Michael Dragschitz 2022
Von Korn und Kalk – Aufarbeitung eines burgenländischen Zeitzeugen
In Wulkaprodersdorf (Bezirk Eisenstadt), einst ein Straßendorf bebaut mit typischen burgenländischen Streckhöfen, befindet sich auf einem ehemaligen Hof ein Zeitzeuge vergangener Tage. Das Gebäude ist typisch in seiner Gliederung aber gänzlich untypisch in seiner Ausformulierung und übersteigt sowohl in der Breite als auch in der Höhe die angrenzenden ebenerdigen und giebelständigen ehemaligen Wirtschaftsgebäude des Hofes.
Der Baukörper verfügt über einen halb versenkten Keller, ein erhöht liegendes Hauptgeschoß und einen Dachboden. Der Keller, mit Sandstein gemauert, gliedert sich in ein dreischiffiges Tonnengewölbe mit Stichkappen hin zu Lüftungsöffnungen. Das Hauptgeschoß, über eine einläufige Außentreppe erschlossen, beherbergt drei Räume, den Vorraum mit einer ehemaligen Rauchkuchl und zwei weitere Zimmer. Die Räume wurden die letzten Jahrzehnte nur als Lagerfläche genutzt und so wurde der Zustand der vergangenen Epochen im Inneren unverändert beibehalten. Die Walztechnicken an den Wänden und Wanddruchbrüche zum Rauchfang zeigen aber, dass diese Räume früher nicht nur als Lagerfläche dienten, sondern auch beheizbar waren. Die Fassade des Gebäudes wurde vor rund 25 Jahren überarbeitet, dabei wurden viele vorhandene Details gänzlich mit Putz überzogen. Durch schadhafte Stellen in der Fassade lassen sich jedoch Fensterbänke, Stürze und Säulen, die das Vordach zum Eingang tragen, aus gestocktem Sandstein erahnen, sowie ein Relief mit einer Figur, die einen Sack über die Schulter geworfen trägt.

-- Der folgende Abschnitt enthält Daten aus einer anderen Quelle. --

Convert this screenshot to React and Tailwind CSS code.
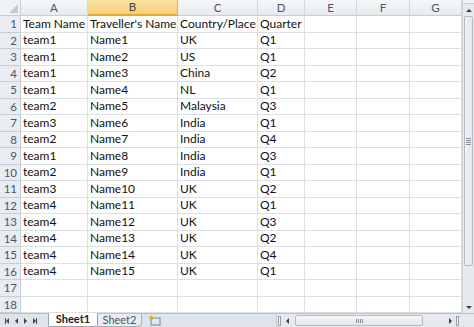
import React from 'react';

const cols = [
  { name: 'A', w: 'w-[67px]' },
  { name: 'B', w: 'w-[90px]' },
  { name: 'C', w: 'w-[80px]' },
  { name: 'D', w: 'w-[47px]' },
  { name: 'E', w: 'w-[52px]' },
  { name: 'F', w: 'w-[53px]' },
  { name: 'G', w: 'w-[52px]' },
];

const rows = [
  ['Team Name', "Traveller's Name", 'Country/Place', 'Quarter'],
  ['team1', 'Name1', 'UK', 'Q1'],
  ['team1', 'Name2', 'US', 'Q1'],
  ['team1', 'Name3', 'China', 'Q2'],
  ['team1', 'Name4', 'NL', 'Q1'],
  ['team2', 'Name5', 'Malaysia', 'Q3'],
  ['team3', 'Name6', 'India', 'Q1'],
  ['team2', 'Name7', 'India', 'Q4'],
  ['team1', 'Name8', 'India', 'Q3'],
  ['team2', 'Name9', 'India', 'Q1'],
  ['team3', 'Name10', 'UK', 'Q2'],
  ['team4', 'Name11', 'UK', 'Q1'],
  ['team4', 'Name12', 'UK', 'Q3'],
  ['team4', 'Name13', 'UK', 'Q2'],
  ['team4', 'Name14', 'UK', 'Q4'],
  ['team4', 'Name15', 'UK', 'Q1'],
  [],
  [],
];

const App = () => {
  return (
    <div className="w-[474px] h-[327px] overflow-hidden bg-white flex flex-col font-['Lato','Liberation_Sans',sans-serif] text-[12px] text-[#111]">
      <div className="flex flex-1 min-h-0">
        <div className="w-[462px] flex flex-col">
          {/* column headers */}
          <div className="flex h-[16px]">
            <div className="w-[21px] h-full bg-[#eef1f5] border-r border-b border-[#c9ced6] relative">
              <div className="absolute right-[2px] bottom-[2px] w-0 h-0 border-l-[9px] border-l-transparent border-b-[9px] border-b-[#c5cbd3]" />
            </div>
            {cols.map((c) => (
              <div
                key={c.name}
                className={`${c.w} h-full flex items-center justify-center border-r text-[11.5px] ${
                  c.name === 'B'
                    ? 'bg-gradient-to-b from-[#fbe3a4] to-[#f6cf72] border-[#e0b454] border-b-2 border-b-[#e3a93c] text-[#444]'
                    : 'bg-gradient-to-b from-[#f6f7f9] to-[#e7ebf0] border-[#d3d8de] border-b border-b-[#c9ced6] text-[#4c5566]'
                }`}
              >
                {c.name}
              </div>
            ))}
          </div>
          {rows.map((r, i) => (
            <div key={i} className="flex h-[16.5px]">
              <div className="w-[21px] h-full bg-[#e9edf2] border-r border-b border-[#c9ced6] flex items-center justify-end pr-[3px] text-[11.5px] text-[#4c5566]">
                {i + 1}
              </div>
              {cols.map((c, j) => (
                <div
                  key={c.name}
                  className={`${c.w} h-full border-r border-b border-[#dcdfe3] flex items-center pl-[2px] whitespace-nowrap overflow-visible`}
                >
                  {r[j] || ''}
                </div>
              ))}
            </div>
          ))}
        </div>
        {/* vertical scrollbar */}
        <div className="w-[12px] bg-[#e6e9ee] border-l border-[#d0d4da] flex flex-col items-center">
          <div className="h-[4px] w-full bg-[#f3f4f6] border-b border-[#c6cbd2]" />
          <div className="h-[12px] flex items-center justify-center">
            <div className="w-0 h-0 border-l-[3px] border-r-[3px] border-b-[3px] border-l-transparent border-r-transparent border-b-[#3a3f47]" />
          </div>
          <div className="w-[9px] h-[250px] bg-gradient-to-r from-[#f3f4f6] to-[#e4e7eb] border border-[#b5bbc4] rounded-[2px] flex items-center justify-center">
            <div className="flex flex-col gap-[1px]">
              <div className="w-[5px] h-px bg-[#8a909a]" />
              <div className="w-[5px] h-px bg-[#8a909a]" />
              <div className="w-[5px] h-px bg-[#8a909a]" />
              <div className="w-[5px] h-px bg-[#8a909a]" />
            </div>
          </div>
          <div className="flex-1" />
          <div className="h-[12px] flex items-center justify-center">
            <div className="w-0 h-0 border-l-[3px] border-r-[3px] border-t-[3px] border-l-transparent border-r-transparent border-t-[#3a3f47]" />
          </div>
        </div>
      </div>
      {/* sheet tab bar */}
      <div className="h-[14px] flex items-stretch bg-[#dfe4ea] border-t border-[#b9c0c9] text-[11px]">
        <div className="w-[48px] flex items-center gap-[6px] pl-[5px] text-[#3e4650]">
          <div className="flex items-center">
            <div className="w-px h-[6px] bg-[#3e4650]" />
            <div className="w-0 h-0 border-t-[3px] border-b-[3px] border-r-[3px] border-t-transparent border-b-transparent border-r-[#3e4650]" />
          </div>
          <div className="w-0 h-0 border-t-[3px] border-b-[3px] border-r-[3px] border-t-transparent border-b-transparent border-r-[#3e4650]" />
          <div className="w-0 h-0 border-t-[3px] border-b-[3px] border-l-[3px] border-t-transparent border-b-transparent border-l-[#3e4650]" />
          <div className="flex items-center">
            <div className="w-0 h-0 border-t-[3px] border-b-[3px] border-l-[3px] border-t-transparent border-b-transparent border-l-[#3e4650]" />
            <div className="w-px h-[6px] bg-[#3e4650]" />
          </div>
        </div>
        <div className="w-[50px] -mt-px bg-white border-x border-b border-[#9aa3ae] flex items-center justify-center font-bold text-[#222] rounded-b-[2px]">
          Sheet1
        </div>
        <div className="w-[44px] bg-[#e9edf2] border-r border-b border-[#aab2bc] flex items-center justify-center text-[#4c5566] rounded-br-[4px]">
          Sheet2
        </div>
        <div className="w-[26px] flex items-center justify-center">
          <svg width="14" height="11" viewBox="0 0 14 11">
            <rect x="3" y="3" width="9" height="7" fill="#dfe8f4" stroke="#6b86ad" strokeWidth="1" />
            <circle cx="3.5" cy="3" r="2.3" fill="#f4c542" />
            <path d="M3.5 0.5v5M1 3h5" stroke="#e49a1d" strokeWidth="0.8" />
          </svg>
        </div>
        <div className="flex-1" />
        <div className="w-[186px] flex items-center bg-[#e6e9ee] border-l border-[#c6cbd2]">
          <div className="w-[3px] h-[10px] border border-[#9aa1ab] bg-[#f4f5f7] ml-[1px]" />
          <div className="w-[12px] flex items-center justify-center">
            <div className="w-0 h-0 border-t-[3px] border-b-[3px] border-r-[3px] border-t-transparent border-b-transparent border-r-[#3a3f47]" />
          </div>
          <div className="w-[128px] h-[11px] ml-[2px] bg-gradient-to-b from-[#f6f7f9] to-[#e2e6eb] border border-[#b5bbc4] rounded-[2px] flex items-center justify-center gap-[1px]">
            <div className="w-px h-[4px] bg-[#8a909a]" />
            <div className="w-px h-[4px] bg-[#8a909a]" />
            <div className="w-px h-[4px] bg-[#8a909a]" />
            <div className="w-px h-[4px] bg-[#8a909a]" />
          </div>
          <div className="flex-1" />
          <div className="w-[12px] flex items-center justify-center">
            <div className="w-0 h-0 border-t-[3px] border-b-[3px] border-l-[3px] border-t-transparent border-b-transparent border-l-[#3a3f47]" />
          </div>
          <div className="w-[3px] h-[10px] border border-[#9aa1ab] bg-[#f4f5f7] mr-[3px]" />
        </div>
        <div className="w-[12px] bg-[#e6e9ee]" />
      </div>
    </div>
  );
};

export default App;
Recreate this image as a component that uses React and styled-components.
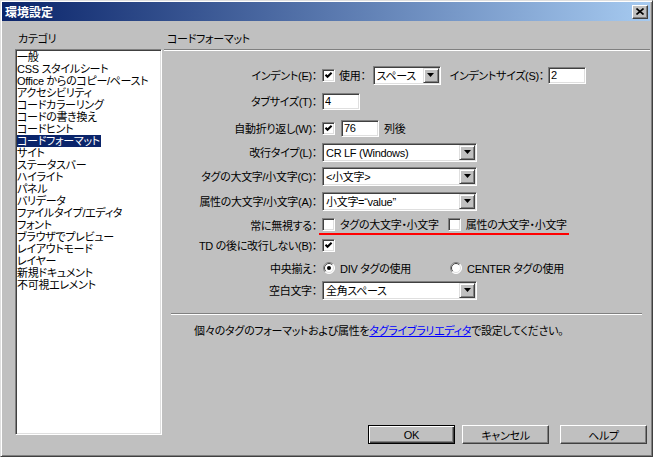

Zu dem Gebäude sind im lokalen Umkreis und der Gemeinde kaum Informationen zu finden, es wurde stets in seiner Form einfach so hingenommen und nie hinterfragt. Durch die verborgende Lage des Gebäudes im Inneren eines Hofes, war es wahrscheinlich die längste Zeit unbemerkt geblieben. Nähere Recherchen haben ergeben, dass im Ort um ca. 1860 noch vier Mühlen vorhanden waren, da sich das Gebäude nur rund 150 Meter vom Bach entfernt befindet, könnte man daraus schließen das hier ein Müller gewohnt hat?
Es stellen sich Fragen zum zeitlichen Ursprung des Baus, ebenso zur damaligen Nutzung, einer vielleicht später unterschiedlichen Nutzung, einer möglichen sozialen Funktion im Ort und natürlich die Frage, was soll und kann mit dem Gebäude in Zukunft passieren? Wie soll und kann es genutzt werden und zugleich aber auch möglichst unverändert erhalten bleiben?